A pilot community court followed in the early 2000s to handle misdemeanour cases and link offenders into the likes of education and employment at the same time as performing community service at the likes of churches and homeless shelters in the area where they committed their crime. Canan would later be charged with devising a programme for the entire city that would include judges attending at least one community meeting per month to ensure neighbourhood buy-in. “With this new programme we’re having an 80 per cent success rate, that is 80 per cent of the people who join the programme and participate successfully complete it and they get their cases dismissed,” he says. “We’re making inroads. We’d still like to do more with educational and employment opportunities, working with the groups that we have. That’s a main challenge now that we’re working on, but I’m reasonably hopeful that we’ll have success there.”
Then, five years ago, Washington went a step further and introduced a mental health court for low-level offenders that brought judges, prosecutors, the defence bar and community-based treatment specialists together. Short spells in jail, however, is not a sanction at the judge’s disposal, with additional treatment typically the route taken when faced with non-compliance.
In all of this, a more hands-on monitoring role is asked of judges. “It does require a different mode of communication in a drug court because you are communicating one-on-one with defendants, encouraging them at times, chastising them at times, congratulating them at times,” says Canan. That does prompt questions as to whether those on the bench are best-placed to do so. For Canan, research clearly shows that the dynamic between judge and defendant – and the latter’s eagerness to gain the respect of the former – helps explain the model’s success.
Judicial leadership is critical. “It really is a team of professionals working for the same goal, which is a different paradigm than the usual court process which is an adversarial system and where the judge plays a much more neutral role in terms of just adjudicating case by case. I don’t want this to be misunderstood, our main mission still is to adjudicate cases and make sure that due process is protected. But our model has shown that the judges can do more than just that.”
Holyrood understands discussions are ongoing between Sheriff Principal Derek Pyle and sheriffs in Aberdeen to gauge support ahead of a local criminal justice board meeting at the start of next month. “There has to be the will to do it and if the judge is not willing to do it, you could have extra resources and extra money and cooperation with the defence bar and the prosecution bar but if the judges are not onboard, it is not going to happen,” adds Canan. “That has been my experience, not only in Washington DC but observations of other courts.

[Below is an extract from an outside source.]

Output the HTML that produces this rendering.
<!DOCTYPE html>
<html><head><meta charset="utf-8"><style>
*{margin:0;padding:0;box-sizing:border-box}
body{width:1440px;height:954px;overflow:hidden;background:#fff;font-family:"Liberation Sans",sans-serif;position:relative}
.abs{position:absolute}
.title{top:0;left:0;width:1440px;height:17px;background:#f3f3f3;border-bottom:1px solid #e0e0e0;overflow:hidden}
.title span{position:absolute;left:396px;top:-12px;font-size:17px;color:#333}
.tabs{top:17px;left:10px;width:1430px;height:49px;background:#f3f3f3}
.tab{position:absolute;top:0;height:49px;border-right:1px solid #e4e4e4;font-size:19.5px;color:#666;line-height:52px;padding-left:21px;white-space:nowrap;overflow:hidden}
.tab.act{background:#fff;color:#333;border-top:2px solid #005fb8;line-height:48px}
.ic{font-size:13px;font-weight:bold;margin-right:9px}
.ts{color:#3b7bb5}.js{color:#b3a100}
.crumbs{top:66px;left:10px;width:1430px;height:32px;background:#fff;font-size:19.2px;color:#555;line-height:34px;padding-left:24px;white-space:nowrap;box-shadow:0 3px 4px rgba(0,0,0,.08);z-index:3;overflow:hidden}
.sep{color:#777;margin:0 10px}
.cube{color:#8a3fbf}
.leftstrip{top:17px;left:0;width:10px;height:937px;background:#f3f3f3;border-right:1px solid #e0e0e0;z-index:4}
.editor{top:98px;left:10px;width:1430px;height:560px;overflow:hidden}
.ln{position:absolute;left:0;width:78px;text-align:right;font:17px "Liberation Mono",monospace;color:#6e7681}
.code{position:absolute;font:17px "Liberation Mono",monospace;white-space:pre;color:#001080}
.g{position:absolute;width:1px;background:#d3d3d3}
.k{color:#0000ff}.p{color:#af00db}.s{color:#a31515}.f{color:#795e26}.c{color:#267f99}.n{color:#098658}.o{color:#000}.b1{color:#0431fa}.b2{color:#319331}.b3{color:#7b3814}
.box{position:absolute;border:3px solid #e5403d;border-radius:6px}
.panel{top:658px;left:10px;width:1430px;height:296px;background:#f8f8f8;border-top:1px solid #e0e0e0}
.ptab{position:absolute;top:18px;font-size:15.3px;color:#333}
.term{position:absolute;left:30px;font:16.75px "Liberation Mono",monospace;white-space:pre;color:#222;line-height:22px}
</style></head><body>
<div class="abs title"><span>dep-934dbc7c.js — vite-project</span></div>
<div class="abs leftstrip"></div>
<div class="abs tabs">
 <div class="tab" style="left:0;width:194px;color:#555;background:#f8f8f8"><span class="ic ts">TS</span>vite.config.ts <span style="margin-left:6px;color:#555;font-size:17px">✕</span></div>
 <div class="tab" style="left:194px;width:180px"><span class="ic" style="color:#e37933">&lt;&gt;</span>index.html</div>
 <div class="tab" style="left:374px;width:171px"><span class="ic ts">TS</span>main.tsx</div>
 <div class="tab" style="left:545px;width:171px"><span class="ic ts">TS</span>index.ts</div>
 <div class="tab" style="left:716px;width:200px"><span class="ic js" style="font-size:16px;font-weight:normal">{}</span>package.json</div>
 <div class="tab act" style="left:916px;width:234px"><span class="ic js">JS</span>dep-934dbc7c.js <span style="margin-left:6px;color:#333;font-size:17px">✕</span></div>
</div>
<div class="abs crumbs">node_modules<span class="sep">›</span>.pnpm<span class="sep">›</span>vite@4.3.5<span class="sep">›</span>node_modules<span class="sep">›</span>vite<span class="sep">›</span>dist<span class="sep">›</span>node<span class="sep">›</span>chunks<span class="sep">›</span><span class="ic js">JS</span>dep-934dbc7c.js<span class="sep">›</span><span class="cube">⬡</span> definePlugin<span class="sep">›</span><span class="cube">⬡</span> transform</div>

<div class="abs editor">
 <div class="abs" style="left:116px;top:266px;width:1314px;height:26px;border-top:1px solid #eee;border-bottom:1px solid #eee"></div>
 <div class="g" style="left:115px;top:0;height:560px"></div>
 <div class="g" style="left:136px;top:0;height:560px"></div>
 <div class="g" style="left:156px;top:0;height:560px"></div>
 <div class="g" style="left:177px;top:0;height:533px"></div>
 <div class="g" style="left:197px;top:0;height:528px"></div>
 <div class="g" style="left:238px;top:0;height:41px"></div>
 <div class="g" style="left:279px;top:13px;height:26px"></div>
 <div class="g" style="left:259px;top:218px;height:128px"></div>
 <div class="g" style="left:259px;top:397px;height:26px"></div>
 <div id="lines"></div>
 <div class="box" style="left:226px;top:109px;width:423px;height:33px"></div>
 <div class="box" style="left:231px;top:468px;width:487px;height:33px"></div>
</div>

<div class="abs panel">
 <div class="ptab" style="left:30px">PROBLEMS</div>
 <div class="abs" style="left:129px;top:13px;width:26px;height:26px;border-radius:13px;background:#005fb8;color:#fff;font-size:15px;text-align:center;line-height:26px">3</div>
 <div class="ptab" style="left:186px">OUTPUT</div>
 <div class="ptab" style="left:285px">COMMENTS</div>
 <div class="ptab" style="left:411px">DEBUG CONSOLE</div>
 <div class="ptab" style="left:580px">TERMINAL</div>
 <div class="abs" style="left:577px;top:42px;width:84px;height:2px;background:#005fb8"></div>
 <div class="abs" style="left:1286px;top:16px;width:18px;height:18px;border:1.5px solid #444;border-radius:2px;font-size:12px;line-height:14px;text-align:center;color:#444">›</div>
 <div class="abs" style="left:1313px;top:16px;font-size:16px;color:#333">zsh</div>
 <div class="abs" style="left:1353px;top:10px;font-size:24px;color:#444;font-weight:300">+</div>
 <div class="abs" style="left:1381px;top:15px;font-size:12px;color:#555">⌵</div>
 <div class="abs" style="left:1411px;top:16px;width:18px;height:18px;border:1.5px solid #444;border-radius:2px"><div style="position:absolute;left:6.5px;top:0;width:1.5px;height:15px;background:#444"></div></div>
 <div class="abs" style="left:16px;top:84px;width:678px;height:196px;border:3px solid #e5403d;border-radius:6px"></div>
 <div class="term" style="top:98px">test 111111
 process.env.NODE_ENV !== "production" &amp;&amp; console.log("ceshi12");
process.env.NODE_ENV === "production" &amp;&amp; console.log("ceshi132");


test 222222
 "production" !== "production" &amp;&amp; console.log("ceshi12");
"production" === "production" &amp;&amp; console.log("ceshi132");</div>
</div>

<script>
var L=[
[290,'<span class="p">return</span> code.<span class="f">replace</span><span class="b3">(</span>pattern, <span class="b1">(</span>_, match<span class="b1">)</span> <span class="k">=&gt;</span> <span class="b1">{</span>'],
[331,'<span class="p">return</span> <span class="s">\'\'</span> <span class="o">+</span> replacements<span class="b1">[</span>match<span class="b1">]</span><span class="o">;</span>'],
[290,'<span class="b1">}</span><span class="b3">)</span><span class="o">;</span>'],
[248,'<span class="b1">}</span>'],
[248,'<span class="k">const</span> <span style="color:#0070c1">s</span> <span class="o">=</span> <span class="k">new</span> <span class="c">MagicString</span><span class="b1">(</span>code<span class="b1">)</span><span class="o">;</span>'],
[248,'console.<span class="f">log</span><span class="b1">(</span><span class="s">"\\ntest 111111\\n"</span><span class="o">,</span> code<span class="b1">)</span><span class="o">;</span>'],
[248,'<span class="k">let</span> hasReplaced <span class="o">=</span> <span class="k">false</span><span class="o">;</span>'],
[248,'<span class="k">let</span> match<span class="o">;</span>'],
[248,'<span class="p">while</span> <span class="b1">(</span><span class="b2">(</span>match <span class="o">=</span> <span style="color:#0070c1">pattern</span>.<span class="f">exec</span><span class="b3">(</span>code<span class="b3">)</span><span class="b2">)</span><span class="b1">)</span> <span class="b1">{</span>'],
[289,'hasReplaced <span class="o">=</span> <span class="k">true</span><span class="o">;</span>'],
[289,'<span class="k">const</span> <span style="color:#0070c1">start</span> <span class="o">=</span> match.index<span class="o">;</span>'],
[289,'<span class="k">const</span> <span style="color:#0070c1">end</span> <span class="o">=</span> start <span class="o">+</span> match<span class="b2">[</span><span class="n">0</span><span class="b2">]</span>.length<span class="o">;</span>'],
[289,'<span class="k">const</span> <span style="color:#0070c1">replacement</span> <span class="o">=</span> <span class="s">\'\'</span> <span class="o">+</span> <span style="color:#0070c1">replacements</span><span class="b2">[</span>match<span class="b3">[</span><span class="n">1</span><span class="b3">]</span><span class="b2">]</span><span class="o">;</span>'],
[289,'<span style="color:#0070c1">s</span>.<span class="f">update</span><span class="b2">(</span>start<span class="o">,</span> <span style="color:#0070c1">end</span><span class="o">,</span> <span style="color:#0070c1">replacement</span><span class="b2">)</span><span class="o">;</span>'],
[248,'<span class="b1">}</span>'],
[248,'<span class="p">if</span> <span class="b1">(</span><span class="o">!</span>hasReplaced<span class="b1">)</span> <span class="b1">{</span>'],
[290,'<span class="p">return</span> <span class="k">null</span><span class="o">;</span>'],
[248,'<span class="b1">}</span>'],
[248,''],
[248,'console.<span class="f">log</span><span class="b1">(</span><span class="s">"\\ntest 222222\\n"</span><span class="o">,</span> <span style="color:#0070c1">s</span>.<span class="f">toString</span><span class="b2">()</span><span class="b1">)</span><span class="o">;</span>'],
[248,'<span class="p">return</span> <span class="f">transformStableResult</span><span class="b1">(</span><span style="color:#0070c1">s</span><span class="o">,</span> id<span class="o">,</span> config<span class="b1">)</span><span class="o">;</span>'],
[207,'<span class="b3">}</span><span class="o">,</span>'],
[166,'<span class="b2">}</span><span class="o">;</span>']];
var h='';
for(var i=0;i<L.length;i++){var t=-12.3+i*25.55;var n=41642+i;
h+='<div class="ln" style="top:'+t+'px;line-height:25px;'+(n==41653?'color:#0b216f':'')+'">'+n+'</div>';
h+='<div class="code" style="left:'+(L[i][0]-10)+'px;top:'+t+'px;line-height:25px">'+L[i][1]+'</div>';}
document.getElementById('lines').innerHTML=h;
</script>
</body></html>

“Where there are leaders who are willing to bring everybody together and foster this collaborative team effort, that’s really the key, because I think what they will find is that people are willing to come together and try to maximise whatever resources they have. Like, in Aberdeen, if they’re going to get some extra resources all the better, because I think people will realise that this a cutting edge part of criminal law. It has really been part of a criminal law revolution to try to deal with offenders in a different way.”
Canan, who has twice visited Scotland, admits to being very impressed with the Judicial Institute for Scotland, which is responsible for judicial training here at home. Whether what the Washington judge describes as ‘cutting edge’ will catch on in Scotland remains to be seen, however, given Glasgow is the only current example after a second drug court in Fife saw its funding withdrawn. “To my mind, I don’t know why you wouldn’t try it – the results speak for themselves,” says Canan, cautioning, however, that change must not be for change’s sake. “If Scotland, in some places, don’t have enough cases to support it then it is probably not worth the resources and time of a particular community to do it… It is a lot of work to put these courts in action, it really is. And if there isn’t a demonstrated need and demonstrated risk in the population then it’s probably not worth it.”

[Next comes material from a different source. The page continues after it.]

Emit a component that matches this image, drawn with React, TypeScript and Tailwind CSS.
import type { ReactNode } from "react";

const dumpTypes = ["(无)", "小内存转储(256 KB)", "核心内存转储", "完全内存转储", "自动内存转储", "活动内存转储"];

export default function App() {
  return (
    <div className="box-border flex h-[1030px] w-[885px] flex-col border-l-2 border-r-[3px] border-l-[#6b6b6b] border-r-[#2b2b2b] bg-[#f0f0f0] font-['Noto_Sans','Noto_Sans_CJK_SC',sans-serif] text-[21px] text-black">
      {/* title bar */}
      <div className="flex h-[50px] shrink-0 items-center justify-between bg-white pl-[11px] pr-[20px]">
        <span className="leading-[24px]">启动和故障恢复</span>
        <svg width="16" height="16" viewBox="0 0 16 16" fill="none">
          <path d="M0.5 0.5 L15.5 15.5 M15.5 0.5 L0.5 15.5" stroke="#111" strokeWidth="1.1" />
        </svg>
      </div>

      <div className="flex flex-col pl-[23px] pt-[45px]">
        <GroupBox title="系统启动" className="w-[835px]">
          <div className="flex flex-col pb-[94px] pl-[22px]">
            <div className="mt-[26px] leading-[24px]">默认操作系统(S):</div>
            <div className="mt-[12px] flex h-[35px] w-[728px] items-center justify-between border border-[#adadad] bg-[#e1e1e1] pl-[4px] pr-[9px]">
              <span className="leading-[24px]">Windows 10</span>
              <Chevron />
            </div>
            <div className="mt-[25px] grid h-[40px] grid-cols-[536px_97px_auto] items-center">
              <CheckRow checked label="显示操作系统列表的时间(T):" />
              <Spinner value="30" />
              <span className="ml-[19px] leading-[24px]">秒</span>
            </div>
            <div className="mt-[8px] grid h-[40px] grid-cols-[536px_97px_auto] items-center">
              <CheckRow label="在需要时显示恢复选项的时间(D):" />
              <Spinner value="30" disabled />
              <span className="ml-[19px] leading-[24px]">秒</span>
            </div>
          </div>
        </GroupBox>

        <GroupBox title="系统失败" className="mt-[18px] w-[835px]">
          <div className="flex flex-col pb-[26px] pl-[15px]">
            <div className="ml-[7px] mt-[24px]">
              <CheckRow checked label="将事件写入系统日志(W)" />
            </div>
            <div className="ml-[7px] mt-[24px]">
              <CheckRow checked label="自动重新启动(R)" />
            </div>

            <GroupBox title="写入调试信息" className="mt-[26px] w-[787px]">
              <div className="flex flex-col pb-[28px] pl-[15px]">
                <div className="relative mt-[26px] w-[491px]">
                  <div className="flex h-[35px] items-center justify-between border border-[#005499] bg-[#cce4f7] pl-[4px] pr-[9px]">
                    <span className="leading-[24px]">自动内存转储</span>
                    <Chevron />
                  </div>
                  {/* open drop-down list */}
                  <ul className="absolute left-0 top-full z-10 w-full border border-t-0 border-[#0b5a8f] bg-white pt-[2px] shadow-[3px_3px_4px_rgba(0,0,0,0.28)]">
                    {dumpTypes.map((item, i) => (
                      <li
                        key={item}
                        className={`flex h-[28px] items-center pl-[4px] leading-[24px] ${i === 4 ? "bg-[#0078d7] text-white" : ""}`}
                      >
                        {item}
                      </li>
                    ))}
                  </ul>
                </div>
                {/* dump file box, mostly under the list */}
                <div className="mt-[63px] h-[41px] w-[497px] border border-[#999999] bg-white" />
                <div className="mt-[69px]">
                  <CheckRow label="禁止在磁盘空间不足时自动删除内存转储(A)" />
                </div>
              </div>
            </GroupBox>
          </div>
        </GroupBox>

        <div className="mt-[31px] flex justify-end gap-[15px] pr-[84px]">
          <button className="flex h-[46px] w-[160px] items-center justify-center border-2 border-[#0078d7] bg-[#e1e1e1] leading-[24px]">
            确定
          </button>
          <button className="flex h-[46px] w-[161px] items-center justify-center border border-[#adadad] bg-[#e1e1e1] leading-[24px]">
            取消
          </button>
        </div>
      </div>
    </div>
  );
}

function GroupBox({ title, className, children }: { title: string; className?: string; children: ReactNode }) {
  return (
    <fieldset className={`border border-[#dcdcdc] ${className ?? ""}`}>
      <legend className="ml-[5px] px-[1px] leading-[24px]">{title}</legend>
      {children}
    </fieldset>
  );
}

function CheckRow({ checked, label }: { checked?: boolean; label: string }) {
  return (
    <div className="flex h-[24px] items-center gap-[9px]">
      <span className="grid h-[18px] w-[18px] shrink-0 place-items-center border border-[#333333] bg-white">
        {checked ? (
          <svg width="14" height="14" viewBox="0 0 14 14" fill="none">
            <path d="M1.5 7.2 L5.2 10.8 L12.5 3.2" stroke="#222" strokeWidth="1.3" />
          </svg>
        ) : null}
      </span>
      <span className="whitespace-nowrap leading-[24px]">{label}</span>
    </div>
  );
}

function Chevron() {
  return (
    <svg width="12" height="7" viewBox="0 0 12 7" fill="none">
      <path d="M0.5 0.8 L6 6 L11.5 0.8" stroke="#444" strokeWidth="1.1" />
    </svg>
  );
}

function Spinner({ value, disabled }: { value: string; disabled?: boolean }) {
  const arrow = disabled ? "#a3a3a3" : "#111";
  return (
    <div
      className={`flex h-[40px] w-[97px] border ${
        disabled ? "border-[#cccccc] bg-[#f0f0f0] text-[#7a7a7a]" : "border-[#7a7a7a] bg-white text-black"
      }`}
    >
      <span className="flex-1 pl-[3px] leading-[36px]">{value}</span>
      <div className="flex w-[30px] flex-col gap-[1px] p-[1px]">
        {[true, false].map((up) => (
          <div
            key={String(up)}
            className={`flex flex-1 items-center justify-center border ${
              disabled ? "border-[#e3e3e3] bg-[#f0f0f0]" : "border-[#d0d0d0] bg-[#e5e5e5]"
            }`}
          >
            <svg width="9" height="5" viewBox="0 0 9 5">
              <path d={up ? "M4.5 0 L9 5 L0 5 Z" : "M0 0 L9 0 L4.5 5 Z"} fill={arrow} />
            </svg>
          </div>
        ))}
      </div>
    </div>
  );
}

Whether the model proves to be resource intensive depends on existing services within the community that can be called on, says Canan. Expansion of the community court concept in Washington, for instance, came despite no additional funding being provided. That said, is there an argument to be made that problem-solving courts divert scarce resources from the many to the few? “We try to address the defendants who are the highest risk of committing crime,” he says. “A lot of the crime is committed by a small number of people, I’ve heard some Scottish judges say that [too], that there’s a limited number of people committing repetitive crimes and if we could focus on those. I don’t think we’re bypassing others because the criminal justice system is going to operate the way it always does in terms of the others.
“For our community court, roughly one fourth of the defendants who now come in – a lot of the same defendants who would appear before sheriffs here – are in this programme. That, if nothing else, for the court administration, we save so much time and effort to litigate those cases because we’re getting them out of the system on a different track. I think that courts, the police and prosecutors, their first goal always is going to be combating violent crime. This is not inconsistent with that at all.”

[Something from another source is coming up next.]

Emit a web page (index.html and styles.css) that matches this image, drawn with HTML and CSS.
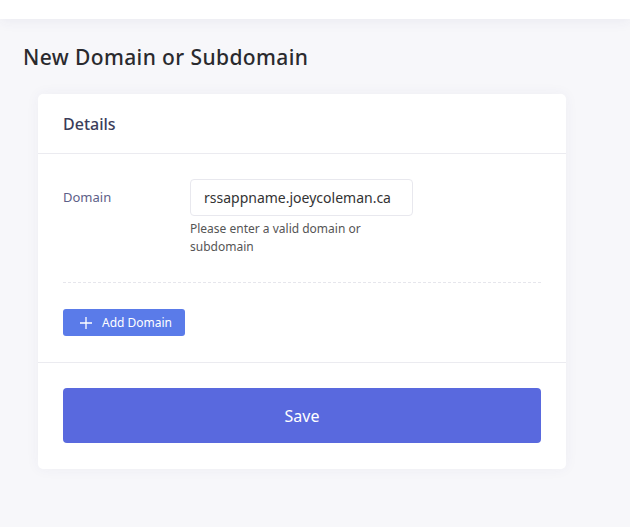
FILE: index.html
```html
<!DOCTYPE html>
<html lang="en">
<head>
    <meta charset="UTF-8">
    <meta name="viewport" content="width=device-width, initial-scale=1.0">
    <title>New Domain or Subdomain</title>
    <link rel="stylesheet" href="styles.css">
</head>
<body>
    <header class="topbar"></header>

    <main class="page">
        <h1 class="page-title">New Domain or Subdomain</h1>

        <div class="card">
            <div class="card-header">
                <h2>Details</h2>
            </div>

            <div class="card-body">
                <div class="field-row">
                    <label class="field-label" for="domain">Domain</label>
                    <div class="field-control">
                        <input id="domain" class="text-input" type="text" value="rssappname.joeycoleman.ca">
                        <p class="help-text">Please enter a valid domain or subdomain</p>
                    </div>
                </div>

                <div class="dashed-sep"></div>

                <button class="btn-add" type="button">
                    <svg width="12" height="12" viewBox="0 0 12 12" fill="none" stroke="#fff" stroke-width="1.3">
                        <path d="M6 0v12M0 6h12"/>
                    </svg>
                    Add Domain
                </button>
            </div>

            <div class="card-footer">
                <button class="btn-save" type="submit">Save</button>
            </div>
        </div>
    </main>
</body>
</html>
```

FILE: styles.css
```css
body {
    font-family: "Noto Sans", "Open Sans", sans-serif;
    background-color: #f7f7fa;
    margin: 0;
    padding: 0;
    height: 527px;
    overflow: hidden;
}

.topbar {
    height: 19px;
    background-color: #fff;
    box-shadow: 0 2px 14px rgba(60, 60, 110, 0.07);
}

.page {
    padding: 23px 23px 0 23px;
}

.page-title {
    margin: 0 0 22px 0;
    font-size: 21px;
    line-height: 30px;
    font-weight: 500;
    letter-spacing: 0.4px;
    color: #2a2a2e;
}

.card {
    margin-left: 15px;
    width: 528px;
    background-color: #fff;
    border-radius: 5px;
    box-shadow: 0 0 14px rgba(60, 60, 110, 0.05);
}

.card-header {
    height: 59px;
    padding: 0 25px;
    display: flex;
    align-items: center;
    border-bottom: 1px solid #ebebf0;
}

.card-header h2 {
    margin: 0;
    font-size: 16px;
    font-weight: 500;
    color: #3b3d5a;
}

.card-body {
    padding: 25px 25px 26px 25px;
    border-bottom: 1px solid #ebebf0;
}

.field-row {
    display: flex;
}

.field-label {
    width: 127px;
    flex-shrink: 0;
    font-size: 13px;
    line-height: 37px;
    color: #5d6088;
}

.field-control {
    width: 223px;
}

.text-input {
    box-sizing: border-box;
    width: 223px;
    height: 37px;
    padding: 0 13px;
    border: 1px solid #e8e8ee;
    border-radius: 4px;
    font-family: inherit;
    font-size: 14px;
    color: #333;
    outline: none;
}

.help-text {
    margin: 4px 0 0 0;
    font-size: 12px;
    line-height: 18px;
    color: #555;
}

.dashed-sep {
    margin-top: 26px;
    border-top: 1px dashed #e6e6ec;
}

.btn-add {
    margin-top: 26px;
    height: 27px;
    width: 122px;
    display: flex;
    align-items: center;
    gap: 10px;
    padding: 0 0 0 17px;
    background-color: #5a7be9;
    color: #fff;
    border: none;
    border-radius: 3px;
    font-family: inherit;
    font-size: 12px;
    cursor: pointer;
}

.card-footer {
    padding: 25px 25px 26px 25px;
}

.btn-save {
    width: 100%;
    height: 55px;
    background-color: #5969de;
    color: #fff;
    border: none;
    border-radius: 4px;
    font-family: inherit;
    font-size: 16px;
    cursor: pointer;
}
```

Undoubtedly, the problem-solving court model has come of age across the Atlantic, extending to veteran courts, re-entry courts for those recently released from prison, as well as homelessness courts. “In the US right now, our political system is struggling to move forward on a number of different issues,” Canan, five days before the Republicans won control of the US Senate in mid-term elections, says. “But this is an issue that has been supported by Republicans and Democrats alike. President George W Bush supported it, he strongly supported it, and President Obama supports it as well; both the Bush and Obama administrations have put money into drug courts and into problem-solving courts.
“I think people realise the ‘war on drugs’ was a bit harsh, it didn’t openly solve problems. Crime is down substantially in the United States, drug crime, violent crime. I can’t pretend that it’s these drug courts and mental health courts that did it but I think we played our part because the crime rate is substantially down than it was 20 years ago; the murder rate is substantially down, almost 80 per cent in some jurisdictions like Washington DC. That’s tremendous change in the right direction.”